A block of data
%%

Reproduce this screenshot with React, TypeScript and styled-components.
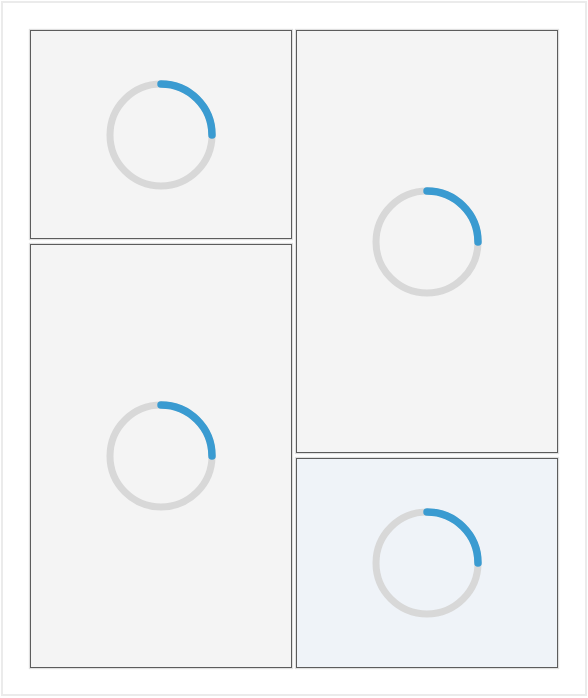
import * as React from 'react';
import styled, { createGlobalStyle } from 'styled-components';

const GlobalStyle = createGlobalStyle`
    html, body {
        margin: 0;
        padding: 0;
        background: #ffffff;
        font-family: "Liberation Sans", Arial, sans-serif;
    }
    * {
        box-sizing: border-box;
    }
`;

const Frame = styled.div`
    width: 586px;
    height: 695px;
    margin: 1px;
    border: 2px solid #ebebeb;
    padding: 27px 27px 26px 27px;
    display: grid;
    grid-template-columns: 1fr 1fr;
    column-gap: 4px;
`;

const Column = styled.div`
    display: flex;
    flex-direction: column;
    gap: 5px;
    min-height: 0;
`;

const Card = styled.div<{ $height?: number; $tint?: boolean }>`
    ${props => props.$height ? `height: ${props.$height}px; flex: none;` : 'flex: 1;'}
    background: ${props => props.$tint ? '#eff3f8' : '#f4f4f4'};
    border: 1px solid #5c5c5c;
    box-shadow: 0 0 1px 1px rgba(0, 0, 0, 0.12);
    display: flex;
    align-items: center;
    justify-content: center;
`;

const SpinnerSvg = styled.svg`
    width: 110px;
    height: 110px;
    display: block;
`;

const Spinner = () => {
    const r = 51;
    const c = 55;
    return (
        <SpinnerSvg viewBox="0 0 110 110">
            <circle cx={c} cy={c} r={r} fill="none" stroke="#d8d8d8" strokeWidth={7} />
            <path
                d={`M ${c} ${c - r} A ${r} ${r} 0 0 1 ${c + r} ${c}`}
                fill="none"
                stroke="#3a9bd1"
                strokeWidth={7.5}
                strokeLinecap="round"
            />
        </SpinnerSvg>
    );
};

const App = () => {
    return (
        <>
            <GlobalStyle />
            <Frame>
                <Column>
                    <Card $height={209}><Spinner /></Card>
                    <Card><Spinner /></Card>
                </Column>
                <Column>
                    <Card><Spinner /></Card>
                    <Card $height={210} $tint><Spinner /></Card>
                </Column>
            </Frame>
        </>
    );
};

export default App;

%%
%%

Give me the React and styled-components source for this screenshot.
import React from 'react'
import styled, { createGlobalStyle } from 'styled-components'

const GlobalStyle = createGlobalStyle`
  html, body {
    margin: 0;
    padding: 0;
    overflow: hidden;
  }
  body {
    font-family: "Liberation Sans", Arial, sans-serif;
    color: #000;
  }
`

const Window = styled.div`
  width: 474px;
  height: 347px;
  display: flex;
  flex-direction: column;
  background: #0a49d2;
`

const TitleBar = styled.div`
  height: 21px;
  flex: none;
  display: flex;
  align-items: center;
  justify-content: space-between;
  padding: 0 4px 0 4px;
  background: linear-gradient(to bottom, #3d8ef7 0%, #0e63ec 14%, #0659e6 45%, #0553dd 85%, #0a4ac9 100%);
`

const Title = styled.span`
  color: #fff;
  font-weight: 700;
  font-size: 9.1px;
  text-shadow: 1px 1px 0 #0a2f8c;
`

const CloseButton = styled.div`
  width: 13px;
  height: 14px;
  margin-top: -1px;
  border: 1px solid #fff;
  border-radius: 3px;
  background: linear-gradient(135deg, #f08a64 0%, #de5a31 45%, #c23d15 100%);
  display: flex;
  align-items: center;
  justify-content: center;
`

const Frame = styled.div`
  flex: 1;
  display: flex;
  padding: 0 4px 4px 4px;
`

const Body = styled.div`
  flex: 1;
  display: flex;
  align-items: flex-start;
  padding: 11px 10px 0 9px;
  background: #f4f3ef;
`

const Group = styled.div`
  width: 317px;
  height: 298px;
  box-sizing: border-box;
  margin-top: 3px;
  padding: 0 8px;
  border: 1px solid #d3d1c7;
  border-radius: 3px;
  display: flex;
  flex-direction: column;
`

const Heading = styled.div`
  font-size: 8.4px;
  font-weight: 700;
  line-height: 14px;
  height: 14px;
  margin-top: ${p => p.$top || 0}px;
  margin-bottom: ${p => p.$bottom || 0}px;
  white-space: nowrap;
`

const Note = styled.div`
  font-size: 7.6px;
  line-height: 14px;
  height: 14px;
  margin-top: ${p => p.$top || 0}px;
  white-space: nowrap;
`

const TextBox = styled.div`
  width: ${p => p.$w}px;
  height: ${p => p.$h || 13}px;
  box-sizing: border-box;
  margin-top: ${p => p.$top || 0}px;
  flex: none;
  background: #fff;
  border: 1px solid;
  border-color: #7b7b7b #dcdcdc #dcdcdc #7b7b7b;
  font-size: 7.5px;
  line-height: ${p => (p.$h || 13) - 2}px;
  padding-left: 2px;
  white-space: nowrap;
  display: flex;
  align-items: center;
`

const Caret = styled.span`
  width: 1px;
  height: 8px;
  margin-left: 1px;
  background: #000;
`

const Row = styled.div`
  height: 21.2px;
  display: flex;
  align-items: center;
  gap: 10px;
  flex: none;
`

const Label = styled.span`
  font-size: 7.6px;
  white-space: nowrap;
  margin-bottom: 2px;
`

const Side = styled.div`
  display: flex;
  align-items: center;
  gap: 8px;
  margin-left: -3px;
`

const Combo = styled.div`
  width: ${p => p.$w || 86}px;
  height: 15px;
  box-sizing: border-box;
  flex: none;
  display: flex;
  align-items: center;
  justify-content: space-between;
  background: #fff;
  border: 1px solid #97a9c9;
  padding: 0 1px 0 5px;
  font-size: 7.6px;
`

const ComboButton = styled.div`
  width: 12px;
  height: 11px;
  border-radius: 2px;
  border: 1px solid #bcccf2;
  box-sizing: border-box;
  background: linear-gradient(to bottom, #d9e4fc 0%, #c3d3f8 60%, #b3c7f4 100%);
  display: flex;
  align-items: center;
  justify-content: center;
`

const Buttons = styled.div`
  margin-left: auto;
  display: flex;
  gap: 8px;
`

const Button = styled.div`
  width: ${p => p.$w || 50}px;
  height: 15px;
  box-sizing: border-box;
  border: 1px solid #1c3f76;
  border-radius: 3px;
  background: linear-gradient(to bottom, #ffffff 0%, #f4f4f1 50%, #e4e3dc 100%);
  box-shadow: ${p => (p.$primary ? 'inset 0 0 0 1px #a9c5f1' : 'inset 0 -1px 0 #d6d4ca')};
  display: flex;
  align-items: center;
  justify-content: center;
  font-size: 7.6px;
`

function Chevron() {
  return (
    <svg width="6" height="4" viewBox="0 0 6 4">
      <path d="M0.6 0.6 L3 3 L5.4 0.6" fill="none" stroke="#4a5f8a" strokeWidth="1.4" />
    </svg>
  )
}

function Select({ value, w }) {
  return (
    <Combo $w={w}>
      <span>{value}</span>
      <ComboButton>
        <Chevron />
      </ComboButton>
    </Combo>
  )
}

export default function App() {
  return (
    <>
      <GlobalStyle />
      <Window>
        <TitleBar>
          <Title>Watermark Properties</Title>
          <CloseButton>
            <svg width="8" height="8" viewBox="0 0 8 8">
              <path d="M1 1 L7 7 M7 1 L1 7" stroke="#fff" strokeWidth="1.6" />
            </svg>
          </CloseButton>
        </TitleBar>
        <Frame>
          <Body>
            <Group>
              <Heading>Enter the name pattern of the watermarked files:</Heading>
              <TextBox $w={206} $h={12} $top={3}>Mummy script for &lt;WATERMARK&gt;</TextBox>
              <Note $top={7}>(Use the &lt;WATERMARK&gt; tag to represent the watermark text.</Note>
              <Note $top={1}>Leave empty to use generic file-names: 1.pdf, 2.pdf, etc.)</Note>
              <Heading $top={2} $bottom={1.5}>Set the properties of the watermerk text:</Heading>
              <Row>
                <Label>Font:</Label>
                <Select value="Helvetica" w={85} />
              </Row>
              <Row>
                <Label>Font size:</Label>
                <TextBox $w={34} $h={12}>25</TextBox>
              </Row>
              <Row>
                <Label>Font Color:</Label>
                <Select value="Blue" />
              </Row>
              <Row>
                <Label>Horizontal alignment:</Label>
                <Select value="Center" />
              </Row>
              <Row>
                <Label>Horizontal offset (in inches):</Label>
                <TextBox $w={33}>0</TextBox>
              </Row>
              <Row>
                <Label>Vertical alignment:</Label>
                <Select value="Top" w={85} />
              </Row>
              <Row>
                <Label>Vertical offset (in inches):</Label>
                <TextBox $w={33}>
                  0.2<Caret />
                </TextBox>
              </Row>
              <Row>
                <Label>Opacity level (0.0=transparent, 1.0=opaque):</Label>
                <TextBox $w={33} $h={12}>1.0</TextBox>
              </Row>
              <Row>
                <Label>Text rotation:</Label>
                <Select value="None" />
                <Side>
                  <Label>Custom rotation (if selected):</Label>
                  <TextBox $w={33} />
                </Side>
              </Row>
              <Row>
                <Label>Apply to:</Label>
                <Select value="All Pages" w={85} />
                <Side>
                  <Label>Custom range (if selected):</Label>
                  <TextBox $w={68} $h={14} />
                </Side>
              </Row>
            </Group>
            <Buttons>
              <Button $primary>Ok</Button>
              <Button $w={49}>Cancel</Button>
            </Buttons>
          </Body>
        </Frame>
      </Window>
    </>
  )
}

%%

GOAL
Without the pictures, write out exactly the lines from the one that has "Reproduce this screenshot" down to the one that has "export default App;", both included.

SOLUTION
Reproduce this screenshot with React, TypeScript and styled-components.
import * as React from 'react';
import styled, { createGlobalStyle } from 'styled-components';

const GlobalStyle = createGlobalStyle`
    html, body {
        margin: 0;
        padding: 0;
        background: #ffffff;
        font-family: "Liberation Sans", Arial, sans-serif;
    }
    * {
        box-sizing: border-box;
    }
`;

const Frame = styled.div`
    width: 586px;
    height: 695px;
    margin: 1px;
    border: 2px solid #ebebeb;
    padding: 27px 27px 26px 27px;
    display: grid;
    grid-template-columns: 1fr 1fr;
    column-gap: 4px;
`;

const Column = styled.div`
    display: flex;
    flex-direction: column;
    gap: 5px;
    min-height: 0;
`;

const Card = styled.div<{ $height?: number; $tint?: boolean }>`
    ${props => props.$height ? `height: ${props.$height}px; flex: none;` : 'flex: 1;'}
    background: ${props => props.$tint ? '#eff3f8' : '#f4f4f4'};
    border: 1px solid #5c5c5c;
    box-shadow: 0 0 1px 1px rgba(0, 0, 0, 0.12);
    display: flex;
    align-items: center;
    justify-content: center;
`;

const SpinnerSvg = styled.svg`
    width: 110px;
    height: 110px;
    display: block;
`;

const Spinner = () => {
    const r = 51;
    const c = 55;
    return (
        <SpinnerSvg viewBox="0 0 110 110">
            <circle cx={c} cy={c} r={r} fill="none" stroke="#d8d8d8" strokeWidth={7} />
            <path
                d={`M ${c} ${c - r} A ${r} ${r} 0 0 1 ${c + r} ${c}`}
                fill="none"
                stroke="#3a9bd1"
                strokeWidth={7.5}
                strokeLinecap="round"
            />
        </SpinnerSvg>
    );
};

const App = () => {
    return (
        <>
            <GlobalStyle />
            <Frame>
                <Column>
                    <Card $height={209}><Spinner /></Card>
                    <Card><Spinner /></Card>
                </Column>
                <Column>
                    <Card><Spinner /></Card>
                    <Card $height={210} $tint><Spinner /></Card>
                </Column>
            </Frame>
        </>
    );
};

export default App;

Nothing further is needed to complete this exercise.